→ **Your goal**:
List every line in this data where the string "with" occurs.
— START Input rows —
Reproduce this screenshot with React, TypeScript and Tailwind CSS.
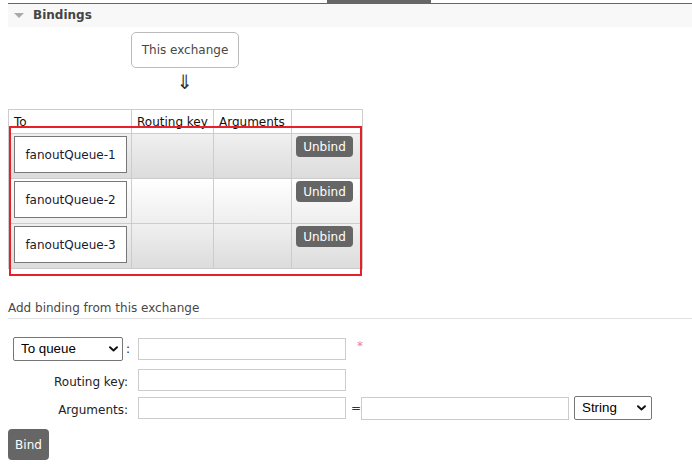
— END Input rows —
— START Input rows —
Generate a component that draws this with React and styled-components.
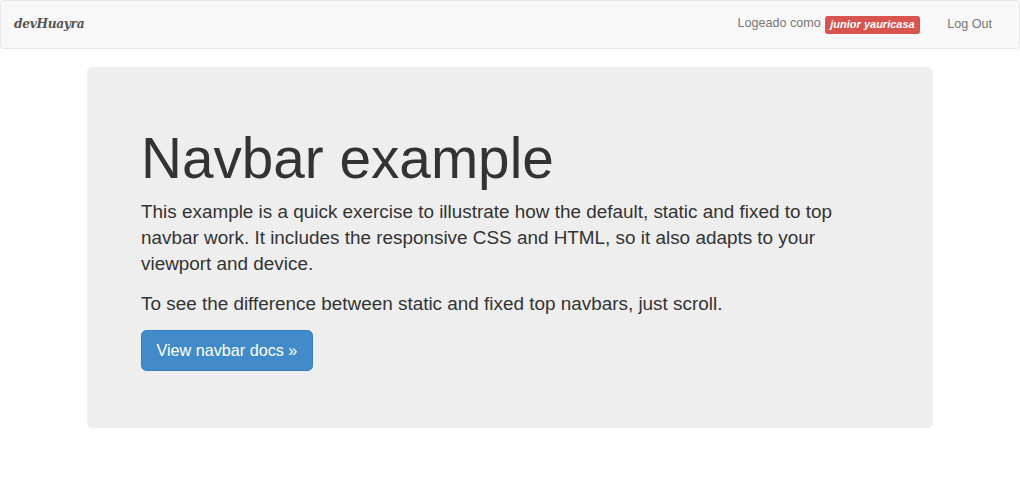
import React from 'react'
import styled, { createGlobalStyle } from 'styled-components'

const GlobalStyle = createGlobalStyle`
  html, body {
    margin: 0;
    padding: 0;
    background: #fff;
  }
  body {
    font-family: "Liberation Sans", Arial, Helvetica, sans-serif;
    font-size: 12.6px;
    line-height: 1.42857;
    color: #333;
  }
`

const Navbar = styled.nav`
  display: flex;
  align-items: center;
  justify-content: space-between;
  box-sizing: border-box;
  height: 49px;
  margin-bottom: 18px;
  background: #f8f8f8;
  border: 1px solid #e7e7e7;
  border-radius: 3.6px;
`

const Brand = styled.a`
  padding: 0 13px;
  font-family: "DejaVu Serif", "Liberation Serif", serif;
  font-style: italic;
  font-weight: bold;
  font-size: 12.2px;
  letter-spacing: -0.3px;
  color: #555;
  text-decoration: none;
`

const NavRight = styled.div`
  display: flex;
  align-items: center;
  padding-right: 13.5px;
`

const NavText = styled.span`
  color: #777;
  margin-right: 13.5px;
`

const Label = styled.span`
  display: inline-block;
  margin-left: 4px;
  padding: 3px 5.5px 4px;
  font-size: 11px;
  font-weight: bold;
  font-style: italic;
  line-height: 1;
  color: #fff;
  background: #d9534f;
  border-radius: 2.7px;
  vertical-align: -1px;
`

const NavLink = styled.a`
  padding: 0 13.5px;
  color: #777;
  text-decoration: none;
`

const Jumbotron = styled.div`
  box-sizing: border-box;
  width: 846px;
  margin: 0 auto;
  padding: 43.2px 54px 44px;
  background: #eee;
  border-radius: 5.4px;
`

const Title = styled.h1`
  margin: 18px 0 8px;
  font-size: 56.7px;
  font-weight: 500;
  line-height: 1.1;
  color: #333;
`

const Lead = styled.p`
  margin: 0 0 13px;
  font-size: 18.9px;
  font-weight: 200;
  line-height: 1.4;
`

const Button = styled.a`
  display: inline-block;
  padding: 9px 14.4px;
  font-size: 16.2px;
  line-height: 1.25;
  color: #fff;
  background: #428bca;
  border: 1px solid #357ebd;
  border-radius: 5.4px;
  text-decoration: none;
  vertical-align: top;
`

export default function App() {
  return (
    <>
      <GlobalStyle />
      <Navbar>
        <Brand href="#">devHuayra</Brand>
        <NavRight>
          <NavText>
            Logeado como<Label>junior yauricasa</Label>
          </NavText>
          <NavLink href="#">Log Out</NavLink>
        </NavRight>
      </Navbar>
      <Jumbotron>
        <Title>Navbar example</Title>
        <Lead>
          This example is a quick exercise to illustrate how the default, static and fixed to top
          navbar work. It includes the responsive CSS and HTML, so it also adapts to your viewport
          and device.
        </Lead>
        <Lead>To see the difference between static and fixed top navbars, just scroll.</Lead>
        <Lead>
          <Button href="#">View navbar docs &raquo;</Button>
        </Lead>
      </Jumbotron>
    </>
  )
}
— END Input rows —
→ **Response to the exercise**:
Reproduce this screenshot with React, TypeScript and Tailwind CSS.
Generate a component that draws this with React and styled-components.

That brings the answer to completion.